(Records with interface code)

______________________________

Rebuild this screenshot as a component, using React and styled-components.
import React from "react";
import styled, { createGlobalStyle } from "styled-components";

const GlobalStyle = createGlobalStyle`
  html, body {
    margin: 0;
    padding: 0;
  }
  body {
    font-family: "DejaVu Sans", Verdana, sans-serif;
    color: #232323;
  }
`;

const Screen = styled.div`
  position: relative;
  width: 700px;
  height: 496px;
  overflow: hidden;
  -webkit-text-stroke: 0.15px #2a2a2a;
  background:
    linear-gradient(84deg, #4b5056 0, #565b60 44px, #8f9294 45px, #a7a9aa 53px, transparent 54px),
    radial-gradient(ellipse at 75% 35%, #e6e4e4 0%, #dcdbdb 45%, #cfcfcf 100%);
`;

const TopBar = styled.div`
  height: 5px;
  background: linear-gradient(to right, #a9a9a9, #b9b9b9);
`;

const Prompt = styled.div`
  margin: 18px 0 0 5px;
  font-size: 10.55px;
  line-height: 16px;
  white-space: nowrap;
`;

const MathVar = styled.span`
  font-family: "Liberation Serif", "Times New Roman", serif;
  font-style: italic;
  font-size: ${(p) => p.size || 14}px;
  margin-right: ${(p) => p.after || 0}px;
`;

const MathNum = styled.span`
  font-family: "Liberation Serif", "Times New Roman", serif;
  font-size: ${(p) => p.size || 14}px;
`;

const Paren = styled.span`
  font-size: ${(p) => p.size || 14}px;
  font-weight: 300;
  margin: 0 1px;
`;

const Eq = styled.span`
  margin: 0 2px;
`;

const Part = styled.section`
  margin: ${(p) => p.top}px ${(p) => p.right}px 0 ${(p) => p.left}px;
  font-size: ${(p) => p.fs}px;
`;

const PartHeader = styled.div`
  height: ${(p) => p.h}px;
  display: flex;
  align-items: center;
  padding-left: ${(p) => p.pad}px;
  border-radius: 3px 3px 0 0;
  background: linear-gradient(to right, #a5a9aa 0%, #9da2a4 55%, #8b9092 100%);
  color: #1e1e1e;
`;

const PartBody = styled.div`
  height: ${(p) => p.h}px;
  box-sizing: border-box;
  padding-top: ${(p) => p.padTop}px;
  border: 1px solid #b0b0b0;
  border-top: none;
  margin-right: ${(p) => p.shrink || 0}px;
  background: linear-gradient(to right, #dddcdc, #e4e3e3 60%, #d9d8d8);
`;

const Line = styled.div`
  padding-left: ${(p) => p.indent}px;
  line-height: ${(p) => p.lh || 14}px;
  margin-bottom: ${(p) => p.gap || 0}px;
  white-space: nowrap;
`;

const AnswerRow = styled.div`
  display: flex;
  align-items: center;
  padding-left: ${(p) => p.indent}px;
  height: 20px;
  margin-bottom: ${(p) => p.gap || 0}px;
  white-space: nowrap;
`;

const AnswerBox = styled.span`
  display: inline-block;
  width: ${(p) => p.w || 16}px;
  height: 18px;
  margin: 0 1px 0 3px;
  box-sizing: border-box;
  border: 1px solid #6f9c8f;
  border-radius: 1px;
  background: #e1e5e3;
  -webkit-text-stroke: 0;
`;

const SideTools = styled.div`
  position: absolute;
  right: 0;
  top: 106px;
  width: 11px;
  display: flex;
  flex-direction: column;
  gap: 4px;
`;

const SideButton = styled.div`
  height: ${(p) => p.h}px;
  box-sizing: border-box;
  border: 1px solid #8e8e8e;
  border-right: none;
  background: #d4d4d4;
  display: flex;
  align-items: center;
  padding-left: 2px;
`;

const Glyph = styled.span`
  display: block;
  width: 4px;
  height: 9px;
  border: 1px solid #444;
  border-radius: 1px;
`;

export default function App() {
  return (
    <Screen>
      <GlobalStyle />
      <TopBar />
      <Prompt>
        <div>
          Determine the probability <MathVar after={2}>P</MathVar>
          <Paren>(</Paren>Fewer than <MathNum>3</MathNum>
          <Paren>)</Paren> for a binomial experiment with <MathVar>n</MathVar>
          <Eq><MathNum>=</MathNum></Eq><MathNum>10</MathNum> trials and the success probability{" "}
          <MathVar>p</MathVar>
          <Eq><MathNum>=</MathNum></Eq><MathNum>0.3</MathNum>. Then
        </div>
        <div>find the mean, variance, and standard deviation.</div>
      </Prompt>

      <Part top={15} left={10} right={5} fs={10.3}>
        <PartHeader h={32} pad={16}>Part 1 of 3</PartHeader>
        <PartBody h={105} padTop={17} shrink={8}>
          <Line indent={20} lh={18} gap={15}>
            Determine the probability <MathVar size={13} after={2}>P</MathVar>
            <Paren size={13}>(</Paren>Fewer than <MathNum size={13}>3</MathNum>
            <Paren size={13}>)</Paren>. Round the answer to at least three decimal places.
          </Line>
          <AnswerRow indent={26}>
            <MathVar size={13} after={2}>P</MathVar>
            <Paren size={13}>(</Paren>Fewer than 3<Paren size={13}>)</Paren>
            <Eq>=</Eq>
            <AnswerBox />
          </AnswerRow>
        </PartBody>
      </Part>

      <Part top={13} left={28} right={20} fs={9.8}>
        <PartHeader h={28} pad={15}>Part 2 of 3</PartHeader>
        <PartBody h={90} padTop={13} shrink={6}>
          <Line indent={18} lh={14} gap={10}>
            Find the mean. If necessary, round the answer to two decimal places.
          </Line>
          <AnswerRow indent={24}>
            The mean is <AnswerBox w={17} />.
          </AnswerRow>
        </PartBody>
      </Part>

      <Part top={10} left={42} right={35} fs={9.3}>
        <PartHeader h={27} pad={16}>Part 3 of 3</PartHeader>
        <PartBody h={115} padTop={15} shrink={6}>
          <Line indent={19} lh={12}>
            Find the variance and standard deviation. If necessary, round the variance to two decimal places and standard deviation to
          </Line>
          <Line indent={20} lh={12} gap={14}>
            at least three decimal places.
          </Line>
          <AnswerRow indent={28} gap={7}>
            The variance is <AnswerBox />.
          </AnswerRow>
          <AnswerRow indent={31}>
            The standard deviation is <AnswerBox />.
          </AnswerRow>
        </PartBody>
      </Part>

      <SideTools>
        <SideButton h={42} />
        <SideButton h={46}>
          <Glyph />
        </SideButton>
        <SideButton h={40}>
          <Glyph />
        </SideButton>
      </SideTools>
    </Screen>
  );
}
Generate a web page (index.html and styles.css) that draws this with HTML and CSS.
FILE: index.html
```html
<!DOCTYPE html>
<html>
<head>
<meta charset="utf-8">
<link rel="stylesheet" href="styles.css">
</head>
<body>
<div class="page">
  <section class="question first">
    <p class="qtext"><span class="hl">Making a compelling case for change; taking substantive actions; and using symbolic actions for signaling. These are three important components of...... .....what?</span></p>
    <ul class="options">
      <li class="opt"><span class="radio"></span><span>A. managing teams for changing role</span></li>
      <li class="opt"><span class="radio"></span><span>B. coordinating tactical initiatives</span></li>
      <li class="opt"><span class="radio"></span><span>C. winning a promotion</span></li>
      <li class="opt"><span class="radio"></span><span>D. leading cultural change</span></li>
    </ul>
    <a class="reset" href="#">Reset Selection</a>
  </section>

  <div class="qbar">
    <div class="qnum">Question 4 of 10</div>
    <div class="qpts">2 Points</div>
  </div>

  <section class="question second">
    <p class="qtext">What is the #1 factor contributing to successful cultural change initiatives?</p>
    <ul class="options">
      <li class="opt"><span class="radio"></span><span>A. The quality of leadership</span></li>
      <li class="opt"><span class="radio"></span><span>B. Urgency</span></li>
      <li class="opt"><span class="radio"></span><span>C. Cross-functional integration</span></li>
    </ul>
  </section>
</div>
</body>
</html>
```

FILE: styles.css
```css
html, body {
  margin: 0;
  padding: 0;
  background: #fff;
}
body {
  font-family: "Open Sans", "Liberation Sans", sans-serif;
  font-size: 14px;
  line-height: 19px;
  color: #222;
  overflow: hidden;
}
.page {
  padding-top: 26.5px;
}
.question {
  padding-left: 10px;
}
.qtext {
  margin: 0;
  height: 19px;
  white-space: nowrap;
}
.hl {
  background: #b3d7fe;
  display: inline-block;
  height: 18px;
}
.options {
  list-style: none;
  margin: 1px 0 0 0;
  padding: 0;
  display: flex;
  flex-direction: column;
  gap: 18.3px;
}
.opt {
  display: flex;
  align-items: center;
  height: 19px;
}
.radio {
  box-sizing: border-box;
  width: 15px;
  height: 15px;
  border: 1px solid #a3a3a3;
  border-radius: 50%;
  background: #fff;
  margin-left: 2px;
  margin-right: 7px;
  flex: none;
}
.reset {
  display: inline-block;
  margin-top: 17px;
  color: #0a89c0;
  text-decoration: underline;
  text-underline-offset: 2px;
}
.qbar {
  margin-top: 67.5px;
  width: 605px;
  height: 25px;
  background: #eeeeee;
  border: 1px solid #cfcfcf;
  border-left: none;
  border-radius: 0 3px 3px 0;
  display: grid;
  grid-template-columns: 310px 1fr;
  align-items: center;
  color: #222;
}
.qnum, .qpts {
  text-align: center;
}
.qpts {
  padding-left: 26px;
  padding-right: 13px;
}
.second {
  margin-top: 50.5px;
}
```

______________________________

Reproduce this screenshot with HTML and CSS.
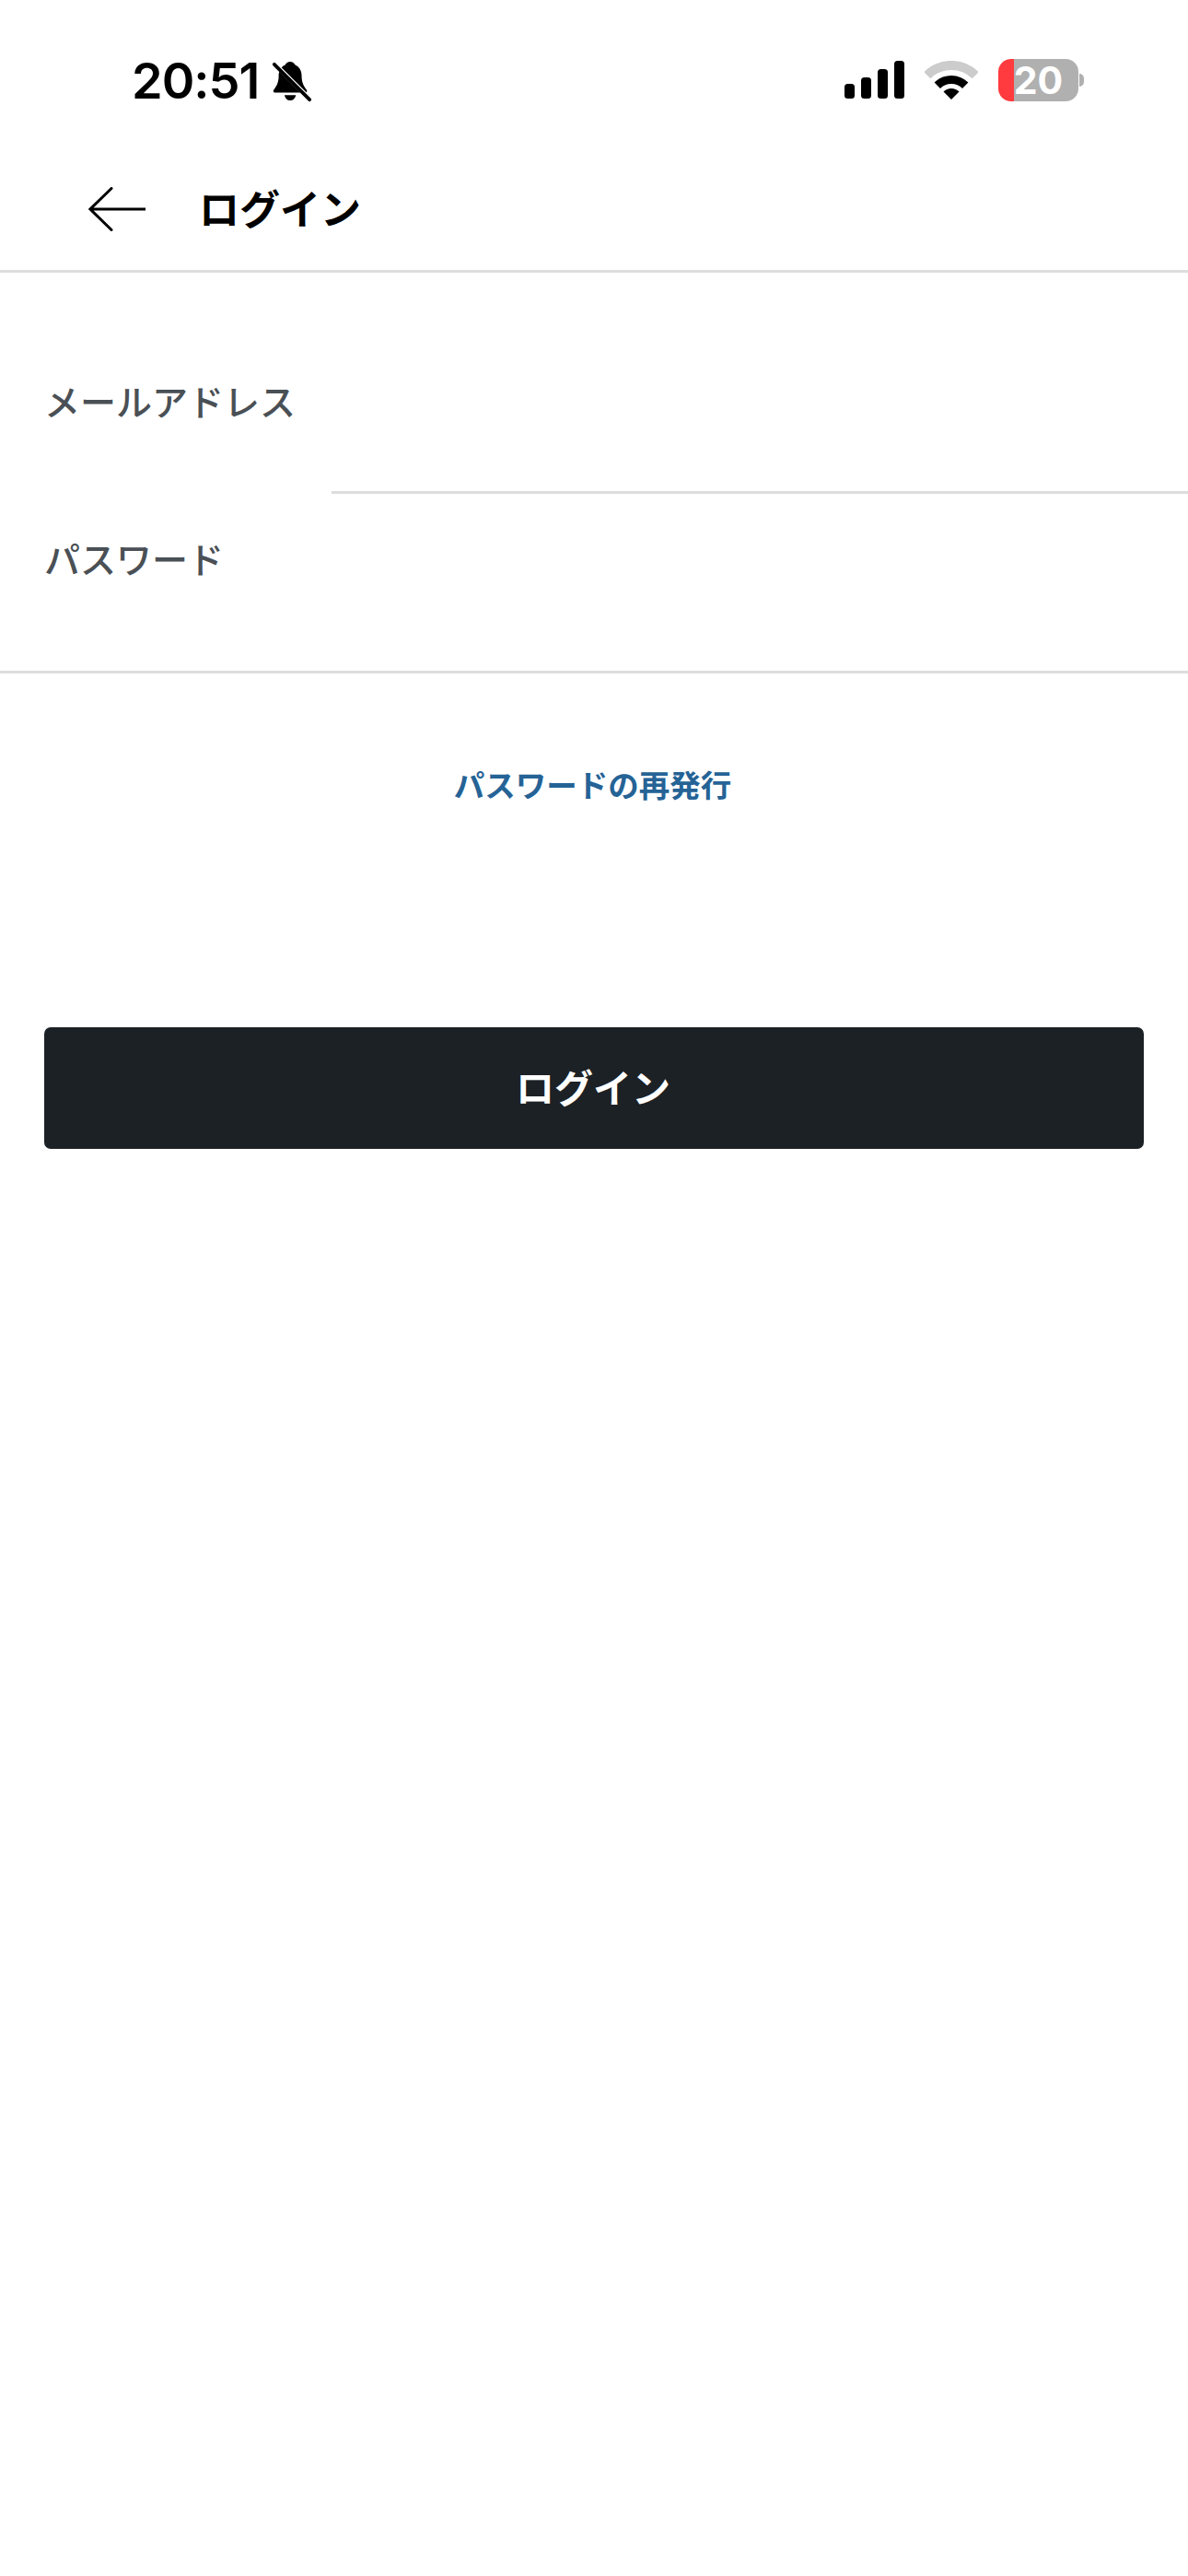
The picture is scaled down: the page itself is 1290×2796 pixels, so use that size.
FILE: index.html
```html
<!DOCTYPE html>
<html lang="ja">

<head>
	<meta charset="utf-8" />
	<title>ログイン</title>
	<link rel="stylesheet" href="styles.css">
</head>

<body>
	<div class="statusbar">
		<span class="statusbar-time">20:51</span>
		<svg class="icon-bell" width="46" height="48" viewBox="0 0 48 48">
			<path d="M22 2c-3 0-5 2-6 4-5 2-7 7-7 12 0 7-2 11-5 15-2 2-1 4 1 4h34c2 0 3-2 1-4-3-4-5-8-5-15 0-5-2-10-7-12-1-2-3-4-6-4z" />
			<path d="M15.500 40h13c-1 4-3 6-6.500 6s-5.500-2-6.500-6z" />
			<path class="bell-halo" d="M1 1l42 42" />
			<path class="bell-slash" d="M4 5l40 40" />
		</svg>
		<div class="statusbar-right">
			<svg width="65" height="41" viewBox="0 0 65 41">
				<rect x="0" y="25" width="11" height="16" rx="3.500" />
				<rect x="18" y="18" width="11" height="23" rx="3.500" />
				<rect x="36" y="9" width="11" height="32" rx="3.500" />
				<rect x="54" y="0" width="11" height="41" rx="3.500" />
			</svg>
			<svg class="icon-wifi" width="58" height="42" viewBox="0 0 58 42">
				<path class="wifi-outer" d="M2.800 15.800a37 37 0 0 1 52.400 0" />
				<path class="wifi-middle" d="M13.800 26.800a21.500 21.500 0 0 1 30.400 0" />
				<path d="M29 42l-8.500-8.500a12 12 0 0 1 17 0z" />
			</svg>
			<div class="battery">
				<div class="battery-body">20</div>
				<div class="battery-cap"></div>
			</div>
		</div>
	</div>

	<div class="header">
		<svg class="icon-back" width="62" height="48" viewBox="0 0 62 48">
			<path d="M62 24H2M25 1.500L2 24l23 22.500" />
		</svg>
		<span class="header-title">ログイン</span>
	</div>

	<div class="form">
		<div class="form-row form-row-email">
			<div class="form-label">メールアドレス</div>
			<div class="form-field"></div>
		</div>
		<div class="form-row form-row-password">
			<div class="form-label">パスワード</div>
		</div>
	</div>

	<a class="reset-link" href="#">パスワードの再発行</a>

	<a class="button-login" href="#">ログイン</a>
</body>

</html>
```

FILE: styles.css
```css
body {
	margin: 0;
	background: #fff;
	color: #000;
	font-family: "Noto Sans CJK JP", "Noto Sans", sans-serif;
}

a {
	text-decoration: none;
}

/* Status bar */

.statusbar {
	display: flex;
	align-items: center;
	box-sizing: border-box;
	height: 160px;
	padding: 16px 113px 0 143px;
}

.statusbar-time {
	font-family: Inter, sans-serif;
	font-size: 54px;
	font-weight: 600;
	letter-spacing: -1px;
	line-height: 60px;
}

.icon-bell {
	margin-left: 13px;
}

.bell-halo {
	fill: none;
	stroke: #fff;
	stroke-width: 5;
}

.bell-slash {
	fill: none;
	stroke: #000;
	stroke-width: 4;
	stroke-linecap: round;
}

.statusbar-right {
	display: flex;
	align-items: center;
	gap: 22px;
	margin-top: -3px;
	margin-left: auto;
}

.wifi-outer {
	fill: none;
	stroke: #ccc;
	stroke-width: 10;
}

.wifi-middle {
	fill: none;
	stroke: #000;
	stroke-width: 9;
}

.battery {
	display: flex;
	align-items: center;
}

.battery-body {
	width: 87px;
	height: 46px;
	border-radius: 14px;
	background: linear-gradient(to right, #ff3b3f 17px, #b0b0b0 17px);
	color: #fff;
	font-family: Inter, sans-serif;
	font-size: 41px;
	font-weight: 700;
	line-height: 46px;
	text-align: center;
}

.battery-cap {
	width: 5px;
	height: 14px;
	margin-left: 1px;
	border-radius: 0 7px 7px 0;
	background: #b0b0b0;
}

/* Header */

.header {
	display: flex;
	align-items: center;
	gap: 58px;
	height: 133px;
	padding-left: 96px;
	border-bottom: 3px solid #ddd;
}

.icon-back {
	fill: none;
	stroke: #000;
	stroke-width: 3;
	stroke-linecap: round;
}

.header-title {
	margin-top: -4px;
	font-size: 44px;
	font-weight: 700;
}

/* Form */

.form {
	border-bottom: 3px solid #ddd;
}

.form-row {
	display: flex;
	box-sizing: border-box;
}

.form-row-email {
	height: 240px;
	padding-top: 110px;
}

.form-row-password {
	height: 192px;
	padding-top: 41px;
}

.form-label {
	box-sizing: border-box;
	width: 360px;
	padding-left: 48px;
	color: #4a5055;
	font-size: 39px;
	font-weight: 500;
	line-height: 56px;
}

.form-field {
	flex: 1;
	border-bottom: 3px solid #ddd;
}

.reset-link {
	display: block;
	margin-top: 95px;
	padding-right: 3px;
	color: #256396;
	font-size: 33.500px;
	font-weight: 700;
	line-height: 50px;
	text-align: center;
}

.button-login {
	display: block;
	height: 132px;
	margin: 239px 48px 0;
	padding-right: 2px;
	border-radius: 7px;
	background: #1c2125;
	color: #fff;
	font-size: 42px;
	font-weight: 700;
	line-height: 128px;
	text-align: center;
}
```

______________________________

THE REQUEST → Where does the word "components" appear in the listing? List each line that holds it.

COMPLETED TASK →
Rebuild this screenshot as a component, using React and styled-components.
import styled, { createGlobalStyle } from "styled-components";
    <p class="qtext"><span class="hl">Making a compelling case for change; taking substantive actions; and using symbolic actions for signaling. These are three important components of...... .....what?</span></p>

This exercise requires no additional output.